For Your Information: Star Ratings Out Of Five (★★★★★) Stars

Tuesday, May 24, 2011

The Fighter


★★½/★★★★

Mark Wahlberg's dukes it out in the ring and at home in, The Fighter, David O. Russell's new boxing melodrama. Wahlberg plays real-life fighter Micky Ward, aka "Irish," from the blue-collar town of Lowell, Mass. Trained by his crackhead brother Dicky - a once near-great boxer and now serious troublemaker - and under the thumb of his loud mouth/control freak Ma, Micky's got what it takes to "be a contender" if only he can get his wacked-out family under control and into his corner.

Among this defective tribe of Beantown squabblers, the wannabe scene-steeler is an emaciated and highly energized Cristian Bale as big bro Dicky. Dicky's a semi-pathetic, has-been with a delusion for his glory days and his famous bout with Sugar Ray Leonard. Bale fully commits to this part in appearence and demeanor, and though Dicky knows his stuff in the ring - "Head-body-head-body!" "Tire him out!" he shouts ringside - in the streets he's a mess and an addict. He's too big of a liability to coach his lil bro Micky to a title.

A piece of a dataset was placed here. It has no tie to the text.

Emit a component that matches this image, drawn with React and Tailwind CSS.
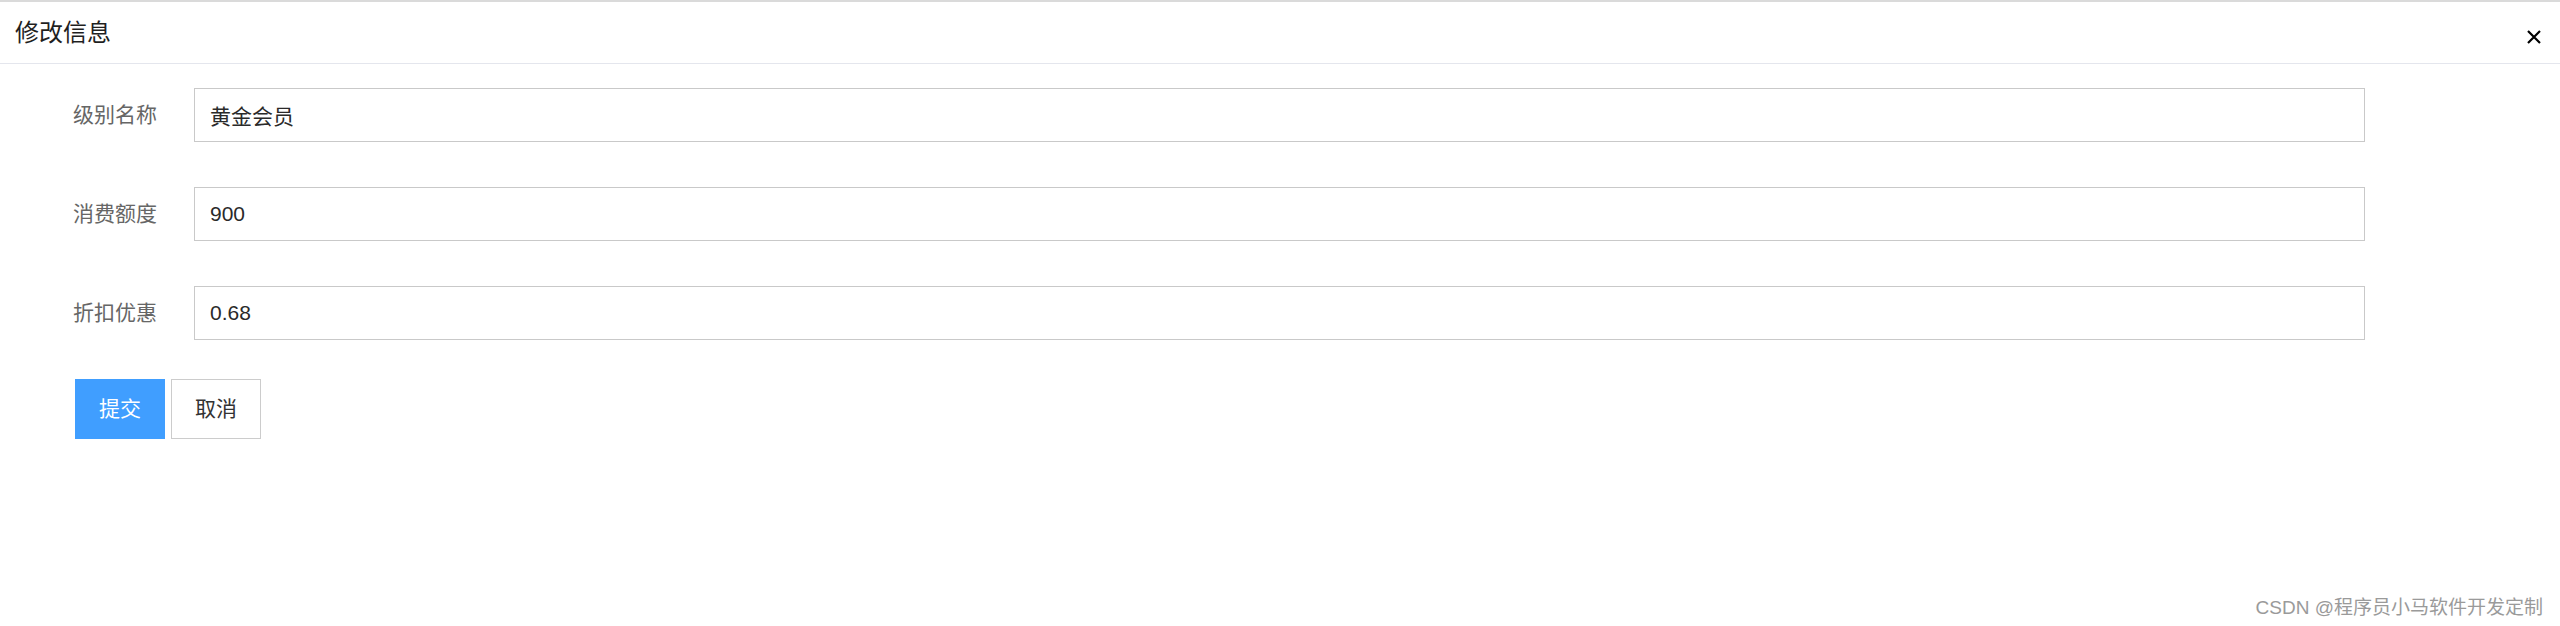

Mellisa Leo, as Mick's manager and mother Alice, is a force to be reckoned with. Like a verbal knife-fighter fresh off an appearence on Springer, Alice also has a constant litter of trashy clones - that reminded me of the Tribiani sisters -covering her back. If Dicky is fightin through his brother than Mama Dearest is a fighter as well, first through Dicky now through Micky and she doesn't go down easy.

This family-on-the-verge officially melts down after Micky gets pummelled in an ill-advised Atlantic City showdown and Dicky ends up in the pen. Mick starts thinkin about new management. Besides his new girlfriend, barmaid Charlene - an off-kilter, brawlin and swearin Amy Adams - pressures him to give his fams the proverbial boot.

Wahlberg is the most reserved of all - typically strong and silent - but Bale and Leo are the standouts, chewin it up in support. I was most impressed with the non-flashy, naturalist directorial stylings of David O. Russell (Three Kings) who shoots the tremendous boxing scenes in a grainy, 90's HBO-Special manner that gives each one a palpable realism as if they're playing on my old 15 inch tube from 1992 with antennas sticking out the back. These scenes are the best Russell has to offer.

With all the obnoxious hamming and bickering on display from the cast, the film revels in its trailer-trash, familial conflicts that seem stripped from an exceptionally well produced episode of Celebrity Intervention - much to my dismay. On the other hand, the boxing... it's such an enduring dramatic device because it reaches us on such an, all or nothing, by-the-boot-straps, primal level - that feels both societal and animalistic at the same time. The film is its most stimulating in these perfectly pitched and rutheless man-to-man moments where everything is at stake. But (sigh) it's the disruptive and ugly family dysfunction that dominates the ring, and I wasn't cheering.